For sequence $$(b_n)$$:

Since $$(b_n)$$ is monotonically increasing for $$n \geq 2$$, we know that $$b_n \geq b_2$$ for all $$n \geq 2$$. From Step 1 of part (a), we know $$b_n \leq a_n$$ for all $$n \geq 2$$. Also, since $$(a_n)$$ is monotonically decreasing for $$n \geq 2$$, we know that $$a_n \leq a_2$$ for all $$n \geq 2$$. Combining these, we get $$b_n \leq a_n \leq a_2$$ for $$n \geq 2$$. This shows that $$(b_n)$$ is bounded above by $$a_2$$. Since $$(b_n)$$ is both increasing and bounded above, it must converge to a limit. Let's denote this limit as M.

$$\lim_{n \to \infty} b_n = M$$

**step2 Use the recurrence relations to show the limits are equal**

Since both sequences $$(a_n)$$ and $$(b_n)$$ converge to their respective limits L and M, we can take the limit of their recurrence relations as $$n \to \infty$$.

Consider the recurrence relation for $$a_{n+1}$$:

$$a_{n+1} = \frac{1}{2}(a_n + b_n)$$

Taking the limit of both sides as $$n \to \infty$$, we replace $$a_{n+1}$$, $$a_n$$, and $$b_n$$ with their respective limits:

$$\lim_{n \to \infty} a_{n+1} = \lim_{n \to \infty} \frac{1}{2}(a_n + b_n)$$

$$L = \frac{1}{2}(L + M)$$

Now, we solve this equation for L and M:

$$2L = L + M$$

$$L = M$$

We can confirm this result by using the recurrence relation for $$b_{n+1}$$ as well:

$$b_{n+1} = \sqrt{a_n b_n}$$

Taking the limit of both sides as $$n \to \infty$$, we replace $$b_{n+1}$$, $$a_n$$, and $$b_n$$ with their respective limits:

$$\lim_{n \to \infty} b_{n+1} = \lim_{n \to \infty} \sqrt{a_n b_n}$$

$$M = \sqrt{L M}$$

Since all terms in the sequences are positive, their limits L and M must also be non-negative.
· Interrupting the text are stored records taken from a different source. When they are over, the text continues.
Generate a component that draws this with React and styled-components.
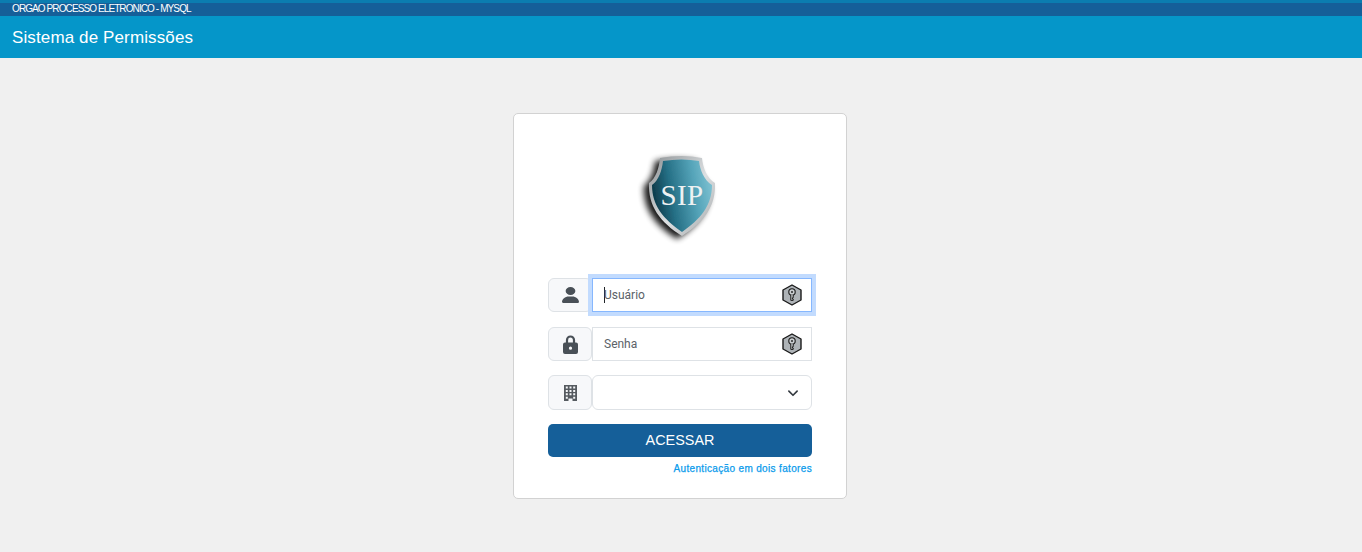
import React from "react";
import styled, { createGlobalStyle } from "styled-components";

const Global = createGlobalStyle`
  html, body { margin: 0; padding: 0; background: #f0f0f0; height: 100%; }
  body { font-family: "Liberation Sans", Arial, sans-serif; }
  * { box-sizing: border-box; }
`;
const Page = styled.div`
  height: 552px;
  overflow: hidden;
  display: flex;
  flex-direction: column;
`;
const Stripe = styled.div`
  height: 3px;
  background: #0b7db0;
`;
const OrgBar = styled.div`
  height: 13px;
  background: #155f99;
  color: #fff;
  font-size: 10px;
  line-height: 11px;
  letter-spacing: -0.9px;
  padding-left: 12px;
`;
const TitleBar = styled.div`
  height: 42px;
  background: #0596c9;
  color: #fff;
  font-size: 17px;
  line-height: 43px;
  letter-spacing: 0.12px;
  padding-left: 12px;
`;
const Main = styled.main`
  display: flex;
  justify-content: center;
  padding: 55px 2px 0 0;
`;
const Card = styled.form`
  width: 334px;
  height: 386px;
  background: #fff;
  border: 1px solid #d2d2d2;
  border-radius: 5px;
  padding: 34px 34px 0;
  display: flex;
  flex-direction: column;
`;
const LogoWrap = styled.div`
  height: 130px;
  display: flex;
  justify-content: center;
  align-items: flex-start;
`;
const Row = styled.div`
  display: flex;
  height: ${p => p.$h || 34}px;
  margin-bottom: ${p => p.$mb}px;
`;
const Addon = styled.div`
  width: 44px;
  flex: none;
  background: #f7f8fa;
  border: 1px solid #dee2e6;
  border-radius: 6px;
  display: flex;
  align-items: center;
  justify-content: center;
  color: #495057;
`;
const Field = styled.div`
  flex: 1;
  position: relative;
  display: flex;
  align-items: center;
  padding: 0 11px;
  background: #fff;
  border: 1px solid ${p => (p.$focus ? "#86b7fe" : "#dee2e6")};
  border-radius: ${p => (p.$round ? "6px" : "0")};
  box-shadow: ${p => (p.$focus ? "0 0 0 4px #c2dbfe" : "none")};
  z-index: ${p => (p.$focus ? 1 : 0)};
  font-family: Roboto, "Liberation Sans", sans-serif;
  font-size: 12px;
  color: #5b6268;
`;
const Caret = styled.span`
  width: 1px;
  height: 16px;
  background: #212529;
  margin-right: -1px;
`;
const KeyBadge = styled.svg`
  position: absolute;
  right: 8px;
  top: 50%;
  transform: translateY(-50%);
`;
const Chevron = styled.svg`
  position: absolute;
  right: 12px;
  top: 50%;
  transform: translateY(-50%);
`;
const Submit = styled.button`
  height: 33px;
  border: 0;
  border-radius: 5px;
  background: #155f99;
  color: #fff;
  font-family: "Liberation Sans", Arial, sans-serif;
  font-size: 14.4px;
  padding: 0 0 1px;
`;
const TwoFactor = styled.a`
  align-self: flex-end;
  margin-top: 5px;
  color: #0a9bec;
  font-size: 10px;
  line-height: 13px;
  letter-spacing: 0.34px;
  -webkit-text-stroke: 0.25px #0a9bec;
  text-decoration: none;
`;
const LogoSvg = styled.svg`
  display: block;
  overflow: visible;
`;

const OUTLINE = "M22 10 Q44 6 64 10 C65 20 69 30 77 35 C78 58 66 74 44 88 C22 74 10 58 11 35 C18 30 21 20 22 10Z";
const INNER = "M25 13 Q44 10 61 13 C62 22 66 32 74 37 C74 57 63 71 44 84 C25 71 14 57 14 37 C21 32 24 22 25 13Z";

const Shield = () => (
  <LogoSvg width="84" height="94" viewBox="0 0 84 94">
    <defs>
      <linearGradient id="sh" x1="0" x2="1" y1="0.45" y2="0.25">
        <stop offset="0" stopColor="#0d3a49" />
        <stop offset="0.3" stopColor="#256f85" />
        <stop offset="0.7" stopColor="#55a4b9" />
        <stop offset="1" stopColor="#80c3d3" />
      </linearGradient>
      <linearGradient id="rim" x1="0" x2="1" y1="0" y2="1">
        <stop offset="0" stopColor="#8c9194" />
        <stop offset="0.55" stopColor="#dde0e2" />
        <stop offset="1" stopColor="#a2a6a8" />
      </linearGradient>
      <filter id="blur" x="-30%" y="-30%" width="160%" height="160%">
        <feGaussianBlur stdDeviation="3" />
      </filter>
      <filter id="soft" x="-5%" y="-5%" width="110%" height="110%">
        <feGaussianBlur stdDeviation="0.4" />
      </filter>
    </defs>
    <path d={OUTLINE} transform="translate(-5,3)" fill="#000" opacity="0.9" filter="url(#blur)" />
    <path d={OUTLINE} fill="url(#rim)" filter="url(#soft)" />
    <path d={INNER} fill="url(#sh)" filter="url(#soft)" />
    <text x="44" y="57" textAnchor="middle" fontFamily="'Liberation Serif', serif" fontSize="29" fill="#eef1f2" letterSpacing="0.3">SIP</text>
  </LogoSvg>
);

const Key = () => (
  <KeyBadge width="22" height="22" viewBox="0 0 22 22">
    <path d="M11 1 L20 6 V16 L11 21 L2 16 V6 Z" fill="#aeb3b7" stroke="#1a1a1a" strokeWidth="1.4" strokeLinejoin="round" />
    <circle cx="11" cy="8" r="3.2" fill="#c9cdd0" stroke="#1a1a1a" strokeWidth="1.1" />
    <circle cx="11" cy="8" r="0.9" fill="#1a1a1a" />
    <path d="M9.800 11 V16.400 H12.200 V15 H11.400 V13.800 H12.200 V11" fill="#c9cdd0" stroke="#1a1a1a" strokeWidth="1" />
  </KeyBadge>
);

export default function App() {
  return (
    <Page>
      <Global />
      <Stripe />
      <OrgBar>ORGAO PROCESSO ELETRONICO - MYSQL</OrgBar>
      <TitleBar>Sistema de Permissões</TitleBar>
      <Main>
        <Card>
          <LogoWrap><Shield /></LogoWrap>
          <Row $mb={15}>
            <Addon>
              <svg width="17" height="16" viewBox="0 0 448 512" preserveAspectRatio="none" fill="currentColor"><path d="M224 256a128 128 0 1 0 0-256 128 128 0 1 0 0 256zm-45.7 48C79.8 304 0 383.8 0 482.3 0 498.7 13.3 512 29.7 512h388.600c16.400 0 29.700-13.300 29.700-29.700C448 383.800 368.200 304 269.700 304h-91.400z" /></svg>
            </Addon>
            <Field $focus><Caret />Usuário<Key /></Field>
          </Row>
          <Row $mb={14}>
            <Addon>
              <svg width="15" height="20" viewBox="0 0 15 20">
                <path d="M4 10 V6 a3.500 3.500 0 0 1 7 0 V10" fill="none" stroke="currentColor" strokeWidth="2.200" />
                <path fillRule="evenodd" fill="currentColor" d="M2 8.500 H13 A2 2 0 0 1 15 10.500 V18 A2 2 0 0 1 13 20 H2 A2 2 0 0 1 0 18 V10.500 A2 2 0 0 1 2 8.500Z M7.500 12.600 a1.600 1.600 0 1 0 0 3.200 a1.600 1.600 0 1 0 0-3.200Z" />
              </svg>
            </Addon>
            <Field>Senha<Key /></Field>
          </Row>
          <Row $h={35} $mb={14}>
            <Addon>
              <svg width="13" height="16" viewBox="0 0 13 16"><path fillRule="evenodd" fill="#565b60" d="M0 0H13V16H8.500V13.500H4.500V16H0Z M1.800 1.500V3.500H3.800V1.500Z M5.500 1.500V3.500H7.500V1.500Z M9.200 1.500V3.500H11.200V1.500Z M1.800 4.900V6.900H3.800V4.900Z M5.500 4.900V6.900H7.500V4.900Z M9.200 4.900V6.900H11.200V4.900Z M1.800 8.300V10.300H3.800V8.300Z M5.500 8.300V10.300H7.500V8.300Z M9.200 8.300V10.300H11.200V8.300Z M1.800 11.700V13.700H3.800V11.700Z M9.200 11.700V13.700H11.200V11.700Z" /></svg>
            </Addon>
            <Field $round>
              <Chevron width="12" height="12" viewBox="0 0 16 16"><path d="M2.500 5.500 L8 11 L13.500 5.500" fill="none" stroke="#343a40" strokeWidth="2.200" strokeLinecap="round" strokeLinejoin="round" /></Chevron>
            </Field>
          </Row>
          <Submit type="button">ACESSAR</Submit>
          <TwoFactor href="#">Autenticação em dois fatores</TwoFactor>
        </Card>
      </Main>
    </Page>
  );
}
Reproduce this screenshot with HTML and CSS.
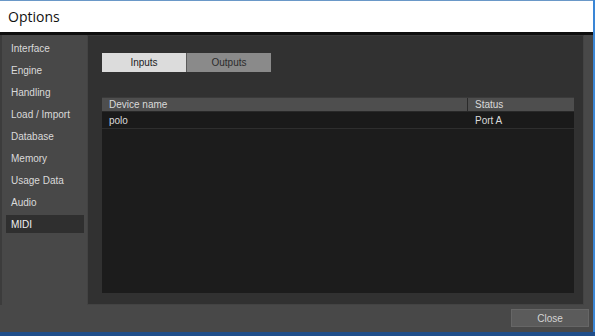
FILE: index.html
```html
<!DOCTYPE html>
<html lang="en">

<head>
    <meta charset="UTF-8">
    <meta name="viewport" content="width=device-width, initial-scale=1.0">
    <title>Options</title>
    <link rel="stylesheet" href="styles.css">
</head>

<body>
    <div class="window">
        <div class="titlebar">Options</div>
        <div class="content">
            <div class="middle">
                <ul class="sidebar">
                    <li>Interface</li>
                    <li>Engine</li>
                    <li>Handling</li>
                    <li>Load / Import</li>
                    <li>Database</li>
                    <li>Memory</li>
                    <li>Usage Data</li>
                    <li>Audio</li>
                    <li class="active">MIDI</li>
                </ul>
                <div class="panel">
                    <div class="tabs">
                        <a class="tab active">Inputs</a>
                        <a class="tab">Outputs</a>
                    </div>
                    <div class="devices">
                        <div class="row head">
                            <span class="name">Device name</span>
                            <span class="status">Status</span>
                        </div>
                        <div class="row">
                            <span class="name">polo</span>
                            <span class="status">Port A</span>
                        </div>
                    </div>
                </div>
            </div>
            <div class="footer">
                <a class="close-btn">Close</a>
            </div>
        </div>
    </div>
</body>

</html>
```

FILE: styles.css
```css
html, body {
    margin: 0;
    padding: 0;
    background: #1f4e8a;
}

.window {
    width: 593px;
    height: 332px;
    border-right: 2px solid #3a86d6;
    display: flex;
    flex-direction: column;
    background: #484848;
}

.titlebar {
    height: 31px;
    border-top: 1px solid #6a98c8;
    background: #fff;
    font-family: "Open Sans", "Liberation Sans", sans-serif;
    font-size: 14px;
    color: #111;
    padding-left: 8px;
    line-height: 31px;
}

.content {
    flex: 1;
    border-top: 3px solid #0e0e0e;
    display: flex;
    flex-direction: column;
    font-family: "Liberation Sans", Arial, sans-serif;
    font-size: 10px;
    color: #dadada;
}

.middle {
    display: flex;
    height: 270px;
}

.sidebar {
    list-style: none;
    margin: 0;
    padding: 4px 0 0 4px;
    border-left: 2px solid #3c3c3c;
    box-sizing: border-box;
    width: 87px;
}

.sidebar li {
    height: 18px;
    line-height: 19px;
    margin-bottom: 4px;
    padding-left: 5px;
    width: 78px;
    box-sizing: border-box;
}

.sidebar li.active {
    background: #2f2f2f;
    color: #f0f0f0;
}

.panel {
    width: 497px;
    background: #313131;
    border: 1px solid #434343;
    border-top-color: #3a3a3a;
    box-sizing: border-box;
    padding: 17px 10px 11px 14px;
    display: flex;
    flex-direction: column;
}

.tabs {
    display: flex;
    height: 19px;
}

.tab {
    width: 84px;
    text-align: center;
    line-height: 20px;
    background: #8a8a8a;
    color: #2c2c2c;
    border-left: 1px solid #5a5a5a;
}

.tab.active {
    background: #dcdcdc;
    color: #222;
    border-left: none;
}

.devices {
    margin-top: 25px;
    flex: 1;
    background: #1c1c1c;
    border-top: 1px solid #3a3a3a;
    width: 472px;
}

.row {
    display: flex;
    height: 16px;
    line-height: 18px;
    background: #1a1a1a;
    border-bottom: 1px solid #2e2e2e;
}

.row.head {
    height: 13px;
    line-height: 14px;
    background: #4e4e4e;
    border-bottom: 1px solid #282828;
}

.name {
    width: 358px;
    padding-left: 7px;
}

.status {
    padding-left: 7px;
    border-left: 1px solid transparent;
}

.head .status {
    border-left-color: #2a2a2a;
}

.footer {
    flex: 1;
    display: flex;
    justify-content: flex-end;
    align-items: flex-start;
    padding: 4px 4px 0 0;
}

.close-btn {
    width: 76px;
    height: 16px;
    line-height: 17px;
    text-align: center;
    background: #5b5b5b;
    border: 1px solid #666;
    color: #d4d4d4;
}
```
Furthermore, since $$(b_n)$$ is increasing for $$n \geq 2$$ and $$b_2 = \sqrt{a_1 b_1} > 0$$ (as $$a_1, b_1$$ are positive), the limit M must be positive. Consequently, L must also be positive. We can square both sides of the equation $$M = \sqrt{L M}$$:

$$M^2 = L M$$

Rearranging the terms:

$$M^2 - L M = 0$$

Factoring out M:

$$M(M - L) = 0$$

Since $$M > 0$$, we must have $$M - L = 0$$, which implies:

$$M = L$$

Both recurrence relations consistently show that the limits of the two sequences are equal.